**Raw data:**
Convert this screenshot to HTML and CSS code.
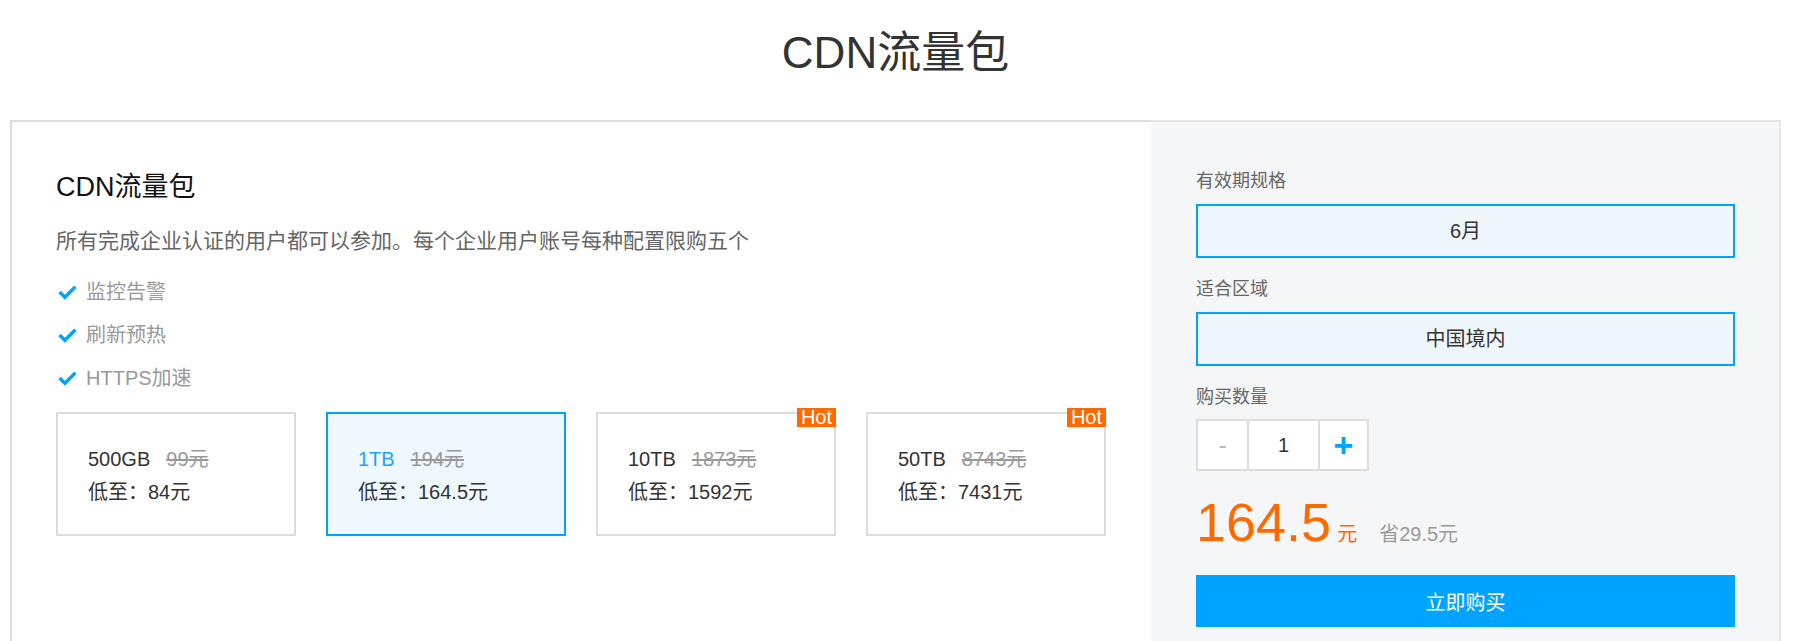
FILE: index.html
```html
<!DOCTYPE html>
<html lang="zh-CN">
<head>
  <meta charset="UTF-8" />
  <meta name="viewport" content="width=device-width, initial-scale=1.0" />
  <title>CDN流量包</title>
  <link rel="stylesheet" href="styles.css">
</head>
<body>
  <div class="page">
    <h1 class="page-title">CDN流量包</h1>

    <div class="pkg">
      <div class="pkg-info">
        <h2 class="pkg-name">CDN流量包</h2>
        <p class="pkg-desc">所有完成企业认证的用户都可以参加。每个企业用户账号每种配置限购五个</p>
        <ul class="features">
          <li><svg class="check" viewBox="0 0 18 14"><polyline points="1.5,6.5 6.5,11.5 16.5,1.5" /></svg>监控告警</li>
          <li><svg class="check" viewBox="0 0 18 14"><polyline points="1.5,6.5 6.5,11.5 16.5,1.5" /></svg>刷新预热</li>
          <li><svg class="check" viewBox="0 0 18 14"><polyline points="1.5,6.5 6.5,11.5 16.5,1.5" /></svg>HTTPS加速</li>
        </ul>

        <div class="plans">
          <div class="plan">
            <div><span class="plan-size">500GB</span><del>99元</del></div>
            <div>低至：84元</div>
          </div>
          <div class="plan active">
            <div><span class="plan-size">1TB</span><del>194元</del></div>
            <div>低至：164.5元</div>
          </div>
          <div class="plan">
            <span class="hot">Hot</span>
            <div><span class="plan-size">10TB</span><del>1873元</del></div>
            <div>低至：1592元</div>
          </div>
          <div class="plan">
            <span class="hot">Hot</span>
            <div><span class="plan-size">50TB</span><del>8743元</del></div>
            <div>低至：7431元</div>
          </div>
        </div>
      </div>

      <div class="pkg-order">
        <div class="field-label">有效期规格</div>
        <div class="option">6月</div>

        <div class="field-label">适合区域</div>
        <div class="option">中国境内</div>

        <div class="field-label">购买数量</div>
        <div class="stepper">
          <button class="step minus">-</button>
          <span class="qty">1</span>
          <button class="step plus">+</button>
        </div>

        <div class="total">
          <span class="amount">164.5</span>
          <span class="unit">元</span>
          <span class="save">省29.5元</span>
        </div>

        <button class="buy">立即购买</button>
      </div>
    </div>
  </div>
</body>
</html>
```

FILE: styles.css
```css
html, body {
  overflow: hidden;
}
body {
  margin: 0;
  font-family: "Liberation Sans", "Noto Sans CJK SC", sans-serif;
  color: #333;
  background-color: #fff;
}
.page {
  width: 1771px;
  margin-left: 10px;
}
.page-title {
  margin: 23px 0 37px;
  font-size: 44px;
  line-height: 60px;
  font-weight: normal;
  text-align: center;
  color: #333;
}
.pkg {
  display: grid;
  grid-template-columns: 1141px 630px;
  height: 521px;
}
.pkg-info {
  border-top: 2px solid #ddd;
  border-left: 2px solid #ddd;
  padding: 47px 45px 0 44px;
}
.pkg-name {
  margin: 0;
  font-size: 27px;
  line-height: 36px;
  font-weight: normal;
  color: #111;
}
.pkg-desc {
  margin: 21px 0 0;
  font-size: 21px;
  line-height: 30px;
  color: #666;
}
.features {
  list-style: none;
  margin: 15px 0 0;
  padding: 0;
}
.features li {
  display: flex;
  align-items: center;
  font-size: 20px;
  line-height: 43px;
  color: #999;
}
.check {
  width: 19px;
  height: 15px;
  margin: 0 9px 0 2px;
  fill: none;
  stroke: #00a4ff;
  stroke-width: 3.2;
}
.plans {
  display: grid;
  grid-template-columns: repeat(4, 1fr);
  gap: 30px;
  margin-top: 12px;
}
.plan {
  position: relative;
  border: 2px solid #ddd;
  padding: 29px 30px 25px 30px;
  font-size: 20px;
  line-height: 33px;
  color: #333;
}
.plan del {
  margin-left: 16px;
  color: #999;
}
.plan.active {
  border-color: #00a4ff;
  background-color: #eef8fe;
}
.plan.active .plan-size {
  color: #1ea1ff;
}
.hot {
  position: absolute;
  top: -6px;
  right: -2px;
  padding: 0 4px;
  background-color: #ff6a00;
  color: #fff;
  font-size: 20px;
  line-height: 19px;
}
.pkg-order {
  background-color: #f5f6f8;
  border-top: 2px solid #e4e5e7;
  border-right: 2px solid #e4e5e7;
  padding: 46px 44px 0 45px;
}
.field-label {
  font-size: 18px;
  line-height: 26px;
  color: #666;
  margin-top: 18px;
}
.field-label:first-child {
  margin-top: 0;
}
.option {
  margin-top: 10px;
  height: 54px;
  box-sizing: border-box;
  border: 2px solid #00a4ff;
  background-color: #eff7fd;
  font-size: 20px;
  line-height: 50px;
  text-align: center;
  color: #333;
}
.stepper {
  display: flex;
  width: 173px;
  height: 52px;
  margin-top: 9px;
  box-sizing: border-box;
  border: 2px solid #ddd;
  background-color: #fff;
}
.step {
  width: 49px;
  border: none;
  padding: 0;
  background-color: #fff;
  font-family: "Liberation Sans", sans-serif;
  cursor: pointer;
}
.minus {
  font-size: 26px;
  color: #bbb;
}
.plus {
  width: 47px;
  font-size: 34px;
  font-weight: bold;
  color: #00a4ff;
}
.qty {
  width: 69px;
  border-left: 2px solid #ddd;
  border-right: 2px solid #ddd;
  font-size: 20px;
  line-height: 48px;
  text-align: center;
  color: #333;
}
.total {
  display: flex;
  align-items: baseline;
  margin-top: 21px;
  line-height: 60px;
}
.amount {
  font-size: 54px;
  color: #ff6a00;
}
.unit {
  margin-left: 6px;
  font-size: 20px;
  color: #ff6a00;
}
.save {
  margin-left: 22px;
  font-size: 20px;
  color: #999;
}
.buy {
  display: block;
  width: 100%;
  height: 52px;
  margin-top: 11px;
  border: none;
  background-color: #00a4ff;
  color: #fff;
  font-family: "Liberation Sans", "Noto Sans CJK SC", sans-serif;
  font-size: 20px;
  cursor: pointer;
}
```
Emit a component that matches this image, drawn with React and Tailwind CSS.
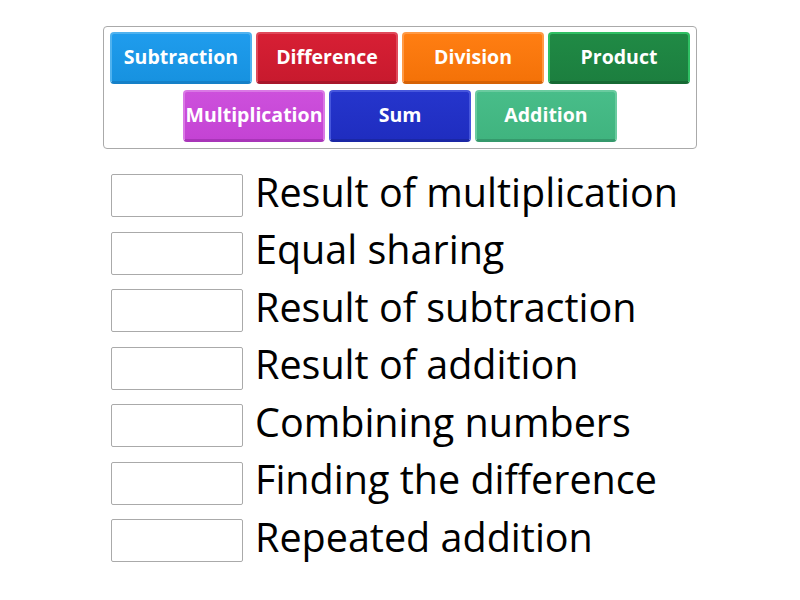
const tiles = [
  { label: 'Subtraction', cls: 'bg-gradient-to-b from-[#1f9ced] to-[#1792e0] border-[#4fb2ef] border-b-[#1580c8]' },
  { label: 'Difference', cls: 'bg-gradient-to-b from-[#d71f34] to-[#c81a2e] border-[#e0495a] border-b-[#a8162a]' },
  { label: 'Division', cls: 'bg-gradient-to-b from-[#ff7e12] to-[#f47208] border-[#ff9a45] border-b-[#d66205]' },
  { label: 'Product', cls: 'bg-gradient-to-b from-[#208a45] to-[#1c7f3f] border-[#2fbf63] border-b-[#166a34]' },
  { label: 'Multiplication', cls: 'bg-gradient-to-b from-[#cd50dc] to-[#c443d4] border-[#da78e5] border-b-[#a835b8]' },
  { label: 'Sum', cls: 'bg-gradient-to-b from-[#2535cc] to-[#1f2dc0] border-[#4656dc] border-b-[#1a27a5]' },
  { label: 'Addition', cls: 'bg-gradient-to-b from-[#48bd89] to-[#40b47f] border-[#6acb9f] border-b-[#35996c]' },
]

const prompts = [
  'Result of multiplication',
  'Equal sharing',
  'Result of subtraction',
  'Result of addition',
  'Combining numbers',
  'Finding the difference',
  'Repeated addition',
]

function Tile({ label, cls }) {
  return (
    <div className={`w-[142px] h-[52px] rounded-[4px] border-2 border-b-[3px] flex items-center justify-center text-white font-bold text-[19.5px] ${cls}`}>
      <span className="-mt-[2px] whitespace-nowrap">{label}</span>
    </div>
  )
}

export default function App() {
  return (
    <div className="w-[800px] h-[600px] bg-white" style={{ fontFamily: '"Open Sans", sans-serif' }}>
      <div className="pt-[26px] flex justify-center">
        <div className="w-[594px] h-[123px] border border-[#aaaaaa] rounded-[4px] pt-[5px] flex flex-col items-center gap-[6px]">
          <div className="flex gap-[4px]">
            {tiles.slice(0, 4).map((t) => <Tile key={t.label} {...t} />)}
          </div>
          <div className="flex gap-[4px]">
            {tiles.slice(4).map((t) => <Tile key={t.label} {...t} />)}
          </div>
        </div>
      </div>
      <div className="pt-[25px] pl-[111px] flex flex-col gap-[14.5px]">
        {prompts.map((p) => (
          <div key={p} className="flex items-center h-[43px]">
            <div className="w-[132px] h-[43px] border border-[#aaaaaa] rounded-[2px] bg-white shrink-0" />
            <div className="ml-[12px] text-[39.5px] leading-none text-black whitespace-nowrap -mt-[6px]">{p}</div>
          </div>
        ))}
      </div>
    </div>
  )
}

**Work required:** In the material above, show every line where the word "this" turns up.

**Answer to the exercise:**
Convert this screenshot to HTML and CSS code.
Emit a component that matches this image, drawn with React and Tailwind CSS.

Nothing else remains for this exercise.